Ok I'm working on another prop and just got the frame almost completed. I still have to put arms on, but first I wanted to know what I should use this prop for? Should I have her/him holding a shovel to be the care taker in the graveyard? Should I have her/him lurking behind a bush holding a lantern or something in its hands? I need ideas so that this prop finds the proper place in my haunt. If you have another idea other than I listed please let me know. I figure once I know what I'm using the prop for than I can place the arm/hands in the proper position. Also does the prop look like a boy or a girl? 
Here are some pictures:


----------



## Dark Angel 27 (Sep 11, 2008)

looks like a stalker to me


----------



## kprimm (Mar 14, 2009)

I have to say he would make a great caretaker,or an undead sea captain.


----------



## RoxyBlue (Oct 6, 2008)

I'm seeing "Demented Bag Lady" here I'd give her a grocery cart full of body parts.


----------



## Dixie (Feb 18, 2009)

This is just such a hard one!! At first glance (which is sometimes all you get on Halloween night) 

Hat = Sea Captain
Hair = Evil Witch
Chin and Facial Features = Caretaker
Coat + Hair = Crazy Bag Lady

Haha, sounds like an all around multi tasker to me!


----------



## Joiseygal (Sep 3, 2008)

So far they are pretty good ideas. She does look like a stalker but I want her to do more than just stand there. She also does look like a sea captain, but I don't do pirate themes. So far its between caretaker or Demented Bag Lady. I think the idea of the grocery cart full of body parts are excellent, especially for my bloody gory props I have. LOL Dixie  Maybe she can set up my haunt this year than.


----------



## Darkmaster (May 9, 2009)

*You can send her to my house*. LOL. Have her with an outstretched arm with a recording of "here kitty, kitty, kitty, kitty", than have a lion roar recording play from the shrubs with a rustling of the branches with an aircylinder movement.
Sounds simple enough!
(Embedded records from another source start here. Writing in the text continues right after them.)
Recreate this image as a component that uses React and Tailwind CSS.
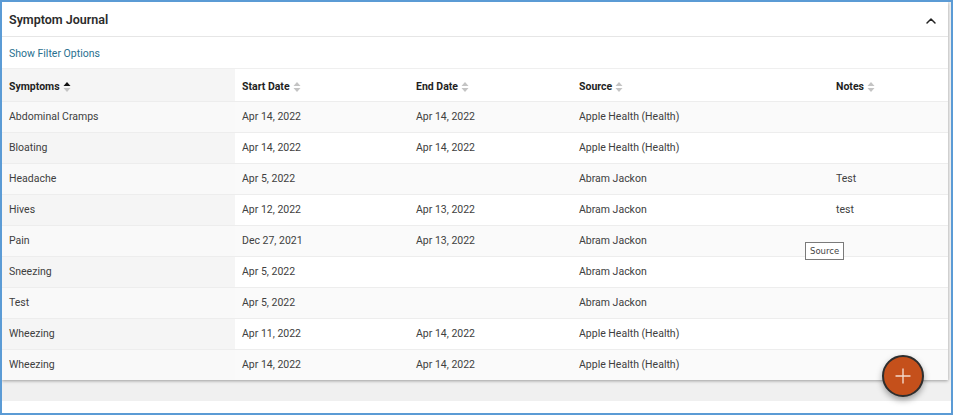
import { ChevronUp, Plus } from 'lucide-react';

const font = { fontFamily: "Roboto, 'Noto Sans', sans-serif" };

const rows = [
  { symptom: 'Abdominal Cramps', start: 'Apr 14, 2022', end: 'Apr 14, 2022', source: 'Apple Health (Health)', notes: '' },
  { symptom: 'Bloating', start: 'Apr 14, 2022', end: 'Apr 14, 2022', source: 'Apple Health (Health)', notes: '' },
  { symptom: 'Headache', start: 'Apr 5, 2022', end: '', source: 'Abram Jackon', notes: 'Test' },
  { symptom: 'Hives', start: 'Apr 12, 2022', end: 'Apr 13, 2022', source: 'Abram Jackon', notes: 'test' },
  { symptom: 'Pain', start: 'Dec 27, 2021', end: 'Apr 13, 2022', source: 'Abram Jackon', notes: '' },
  { symptom: 'Sneezing', start: 'Apr 5, 2022', end: '', source: 'Abram Jackon', notes: '' },
  { symptom: 'Test', start: 'Apr 5, 2022', end: '', source: 'Abram Jackon', notes: '' },
  { symptom: 'Wheezing', start: 'Apr 11, 2022', end: 'Apr 14, 2022', source: 'Apple Health (Health)', notes: '' },
  { symptom: 'Wheezing', start: 'Apr 14, 2022', end: 'Apr 14, 2022', source: 'Apple Health (Health)', notes: '' },
];

const columns = [
  { label: 'Symptoms', width: 'w-[233px]', active: true },
  { label: 'Start Date', width: 'w-[174px]' },
  { label: 'End Date', width: 'w-[163px]' },
  { label: 'Source', width: 'w-[257px]' },
  { label: 'Notes', width: '' },
];

function SortIcon({ active }) {
  return (
    <svg width="8" height="12" viewBox="0 0 8 12" className="ml-[3px] shrink-0">
      <path d="M4 1 L7.5 5 L0.5 5 Z" fill={active ? '#111' : '#c4c4c4'} />
      <path d="M4 11 L7.5 7 L0.5 7 Z" fill="#c4c4c4" />
    </svg>
  );
}

export default function App() {
  return (
    <div className="w-[953px] h-[415px] border-2 border-[#5b9bd5] bg-white relative overflow-hidden" style={font}>
      <div className="bg-[#f0f0f0] h-[399px] pr-[3px]">
        {/* CARD */}
        <div className="bg-white shadow-[0_1px_3px_rgba(0,0,0,0.35)]">
          <div className="h-[35px] pt-[3px] flex items-center justify-between pl-[7px] pr-[9px] border-b border-[#e6e6e6]">
            <span className="text-[12.5px] font-semibold text-[#2b2b2b]">Symptom Journal</span>
            <ChevronUp size={16} strokeWidth={2.2} className="text-[#222]" />
          </div>
          <div className="h-[32px] pt-[2px] flex items-center pl-[7px] border-b border-[#efefef]">
            <span className="text-[10.5px] text-[#29708f]">Show Filter Options</span>
          </div>

          <table className="w-full table-fixed border-collapse text-[10.5px]">
            <thead>
              <tr className="h-[32px]">
                {columns.map(({ label, width, active }) => (
                  <th key={label} className={`${width} text-left font-bold text-[#1f1f1f] px-[7px] pt-[4px] ${active ? 'bg-[#f5f5f5]' : 'bg-white'}`}>
                    <span className="flex items-center">
                      {label}
                      <SortIcon active={active} />
                    </span>
                  </th>
                ))}
              </tr>
            </thead>
            <tbody>
              {rows.map((r, i) => {
                const odd = i % 2 === 0;
                return (
                  <tr key={i} className={`h-[31px] border-t border-[#ededed] text-[#404040] ${odd ? 'bg-[#fafafa]' : 'bg-white'}`}>
                    <td className={`px-[7px] ${odd ? 'bg-[#f9f9f9]' : 'bg-[#f5f5f5]'}`}>{r.symptom}</td>
                    <td className="px-[7px]">{r.start}</td>
                    <td className="px-[7px]">{r.end}</td>
                    <td className="px-[7px]">{r.source}</td>
                    <td className="px-[7px]">{r.notes}</td>
                  </tr>
                );
              })}
            </tbody>
          </table>
        </div>
      </div>

      {/* TOOLTIP */}
      <div className="absolute left-[803px] top-[240px] h-[18px] px-[4px] flex items-center border border-[#7a7a7a] bg-white text-[8.5px] text-[#444]"
        style={{ fontFamily: "'DejaVu Sans', sans-serif" }}>
        Source
      </div>

      {/* FAB */}
      <button className="absolute left-[880px] top-[353px] w-[42px] h-[42px] rounded-full bg-[#c5501b] border-2 border-[#2e2e2e] flex items-center justify-center shadow-[0_3px_6px_rgba(0,0,0,0.35)]">
        <Plus size={24} strokeWidth={1.4} className="text-[#f3d9cc]" />
      </button>
    </div>
  );
}
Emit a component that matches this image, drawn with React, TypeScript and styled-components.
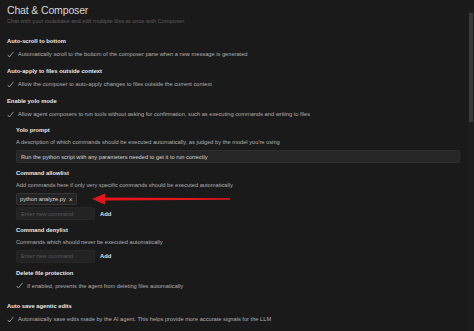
import React from "react";
import styled, { createGlobalStyle } from "styled-components";

const GlobalStyle = createGlobalStyle`
  html, body {
    margin: 0;
    padding: 0;
    background: #1a1a1a;
  }
  body {
    font-family: "Liberation Sans", Arial, sans-serif;
  }
`;

const Page = styled.div`
  position: relative;
  width: 474px;
  height: 331px;
  overflow: hidden;
  box-sizing: border-box;
  padding: 3px 14px 0 7px;
  background: #1a1a1a;
  font-size: 5.7px;
`;

const Title = styled.h1`
  margin: 0;
  font-size: 10.5px;
  line-height: 14px;
  font-weight: 400;
  letter-spacing: -0.15px;
  color: #d6d6d6;
`;

const Subtitle = styled.p`
  margin: 0;
  line-height: 9px;
  color: #5a5a5a;
`;

const SettingsList = styled.div`
  display: flex;
  flex-direction: column;
  gap: 8px;
  margin-top: 11.2px;
`;

const Section = styled.div`
  display: flex;
  flex-direction: column;
`;

const Label = styled.div`
  font-size: 5.8px;
  font-weight: 700;
  line-height: 9px;
  height: 9px;
  color: #e8e8e8;
`;

const CheckRow = styled.div`
  display: flex;
  align-items: center;
  gap: 4px;
  height: 10px;
  margin-top: 3px;
  color: #b0b0b0;
  line-height: 10px;
`;

const CheckMark = styled.svg`
  width: 7px;
  height: 7px;
  flex: none;
`;

const Nested = styled.div`
  display: flex;
  flex-direction: column;
  gap: 6px;
  margin: 7px 0 3.6px 9px;
`;

const SubSection = styled.div`
  display: flex;
  flex-direction: column;
`;

const Desc = styled.div`
  margin-top: 3.3px;
  line-height: 9px;
  height: 9px;
  color: #b0b0b0;
`;

const PromptField = styled.div`
  margin-top: 3px;
  height: 12.5px;
  box-sizing: border-box;
  display: flex;
  align-items: center;
  padding: 0 4px;
  background: #262626;
  border: 1px solid #2e2e2e;
  border-radius: 2px;
  color: #d4d4d4;
`;

const Tag = styled.div`
  align-self: flex-start;
  margin-top: 3px;
  height: 11.5px;
  box-sizing: border-box;
  display: inline-flex;
  align-items: center;
  gap: 3px;
  padding: 0 3px;
  background: #242424;
  border: 1px solid #363636;
  border-radius: 2px;
  color: #dddddd;
`;

const TagClose = styled.span`
  color: #bdbdbd;
  font-size: 6.5px;
`;

const AddRow = styled.div<{ $gap: number }>`
  display: flex;
  align-items: center;
  gap: 5px;
  margin-top: ${(p) => p.$gap}px;
`;

const CommandInput = styled.input`
  width: 79px;
  height: 12.5px;
  box-sizing: border-box;
  padding: 0 4px;
  background: #232323;
  border: 1px solid #272727;
  border-radius: 2px;
  font: inherit;
  font-size: 5.7px;
  color: #d0d0d0;
  outline: none;
  &::placeholder {
    color: #585858;
  }
`;

const AddButton = styled.button`
  background: none;
  border: none;
  padding: 0;
  font: inherit;
  font-size: 5.8px;
  font-weight: 700;
  color: #e0e0e0;
`;

const Arrow = styled.svg`
  position: absolute;
  left: 90px;
  top: 192px;
  width: 142px;
  height: 14px;
`;

const ScrollTrack = styled.div`
  position: absolute;
  right: 0;
  top: 10px;
  bottom: 0;
  width: 6px;
  background: #1d1d1d;
`;

const ScrollThumb = styled.div`
  position: absolute;
  left: 1px;
  top: 3px;
  width: 4px;
  height: 109px;
  background: #3a3a3a;
`;

const Check = () => (
  <CheckMark viewBox="0 0 7 7">
    <polyline points="0.6,3.9 2.4,6 6.5,0.8" fill="none" stroke="#c4c4c4" strokeWidth="0.7" />
  </CheckMark>
);

const CheckSetting = ({ text }: { text: string }) => (
  <CheckRow>
    <Check />
    <span>{text}</span>
  </CheckRow>
);

export default function App() {
  return (
    <>
      <GlobalStyle />
      <Page>
        <Title>Chat &amp; Composer</Title>
        <Subtitle>Chat with your codebase and edit multiple files at once with Composer.</Subtitle>

        <SettingsList>
          <Section>
            <Label>Auto-scroll to bottom</Label>
            <CheckSetting text="Automatically scroll to the bottom of the composer pane when a new message is generated" />
          </Section>

          <Section>
            <Label>Auto-apply to files outside context</Label>
            <CheckSetting text="Allow the composer to auto-apply changes to files outside the current context" />
          </Section>

          <Section>
            <Label>Enable yolo mode</Label>
            <CheckSetting text="Allow agent composers to run tools without asking for confirmation, such as executing commands and writing to files" />

            <Nested>
              <SubSection>
                <Label>Yolo prompt</Label>
                <Desc>A description of which commands should be executed automatically, as judged by the model you're using</Desc>
                <PromptField>Run the python script with any parameters needed to get it to run correctly</PromptField>
              </SubSection>

              <SubSection>
                <Label>Command allowlist</Label>
                <Desc>Add commands here if only very specific commands should be executed automatically</Desc>
                <Tag>
                  <span>python analyze.py</span>
                  <TagClose>×</TagClose>
                </Tag>
                <AddRow $gap={2.5}>
                  <CommandInput placeholder="Enter new command" readOnly />
                  <AddButton>Add</AddButton>
                </AddRow>
              </SubSection>

              <SubSection>
                <Label>Command denylist</Label>
                <Desc>Commands which should never be executed automatically</Desc>
                <AddRow $gap={3}>
                  <CommandInput placeholder="Enter new command" readOnly />
                  <AddButton>Add</AddButton>
                </AddRow>
              </SubSection>

              <SubSection>
                <Label>Delete file protection</Label>
                <CheckSetting text="If enabled, prevents the agent from deleting files automatically" />
              </SubSection>
            </Nested>
          </Section>

          <Section>
            <Label>Auto save agentic edits</Label>
            <CheckSetting text="Automatically save edits made by the AI agent. This helps provide more accurate signals for the LLM" />
          </Section>
        </SettingsList>

        <Arrow viewBox="0 0 142 14">
          <polygon points="2,7 15,1.5 15,12.5" fill="#e3161c" />
          <polygon points="14,5.6 140,6.3 140,7.7 14,8.4" fill="#e3161c" />
        </Arrow>

        <ScrollTrack>
          <ScrollThumb />
        </ScrollTrack>
      </Page>
    </>
  );
}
Just an idea.
Looks good.


----------



## DarkLore (Jan 25, 2009)

She looks like a bag lady. I'd have her standing with a shopping cart....among several mangy cats.....roaming around and brushing up to her leg. Meanwhile, have her gnawing on a dead cat.

lol. Okay..if not that...I'd go with the sea captain. That is...if you aren't going to have her singing Joe Cocker's version of Come Together.


----------



## Joiseygal (Sep 3, 2008)

Darkmaster said:


> *You can send her to my house*. LOL. Have her with an outstretched arm with a recording of "here kitty, kitty, kitty, kitty", than have a lion roar recording play from the shrubs with a rustling of the branches with an aircylinder movement.
> Sounds simple enough! Just an idea.
> Looks good.


Hmmm...are you hitting on my bag/cat lady? I'm sure she hasn't had a date in awhile. I'm thinking Bag Lady w/shopping cart or cat lady, but I already decided to make my puking granny back into a cat lady so I already have a prop like that. 
Darklore I was watching the Joe Cocker video and she looks like the first guy that was dressed as a bum with short hair. That wasn't Joe Cocker was it?


----------



## Spooky1 (Aug 25, 2008)

RoxyBlue said:


> I'm seeing "Demented Bag Lady" here I'd give her a grocery cart full of body parts.


That's just what I was thinking Roxy. She needs a shopping cart.  Body parts in the cart would be perfect.


----------



## Joiseygal (Sep 3, 2008)

Ok I just talked my neighbor who works at flea markets and he can get a hold of a small shopping cart. I am going to use Roxy's idea and have her standing by a shopping cart with body parts in it. I am also going to use some of the ideas from people that were in chat last night. They suggested I have her holding a sign, but my idea for the saying on the sign would be, "Will Work For Body Parts". Let me know if that would be good? Also thanks for everyone helping me with this project. Also thanks for your idea Roxy. I think your mind is starting to get warped like mine.


----------



## RoxyBlue (Oct 6, 2008)

Joiseygal said:


> Also thanks for your idea Roxy. I think your mind is starting to get warped like mine.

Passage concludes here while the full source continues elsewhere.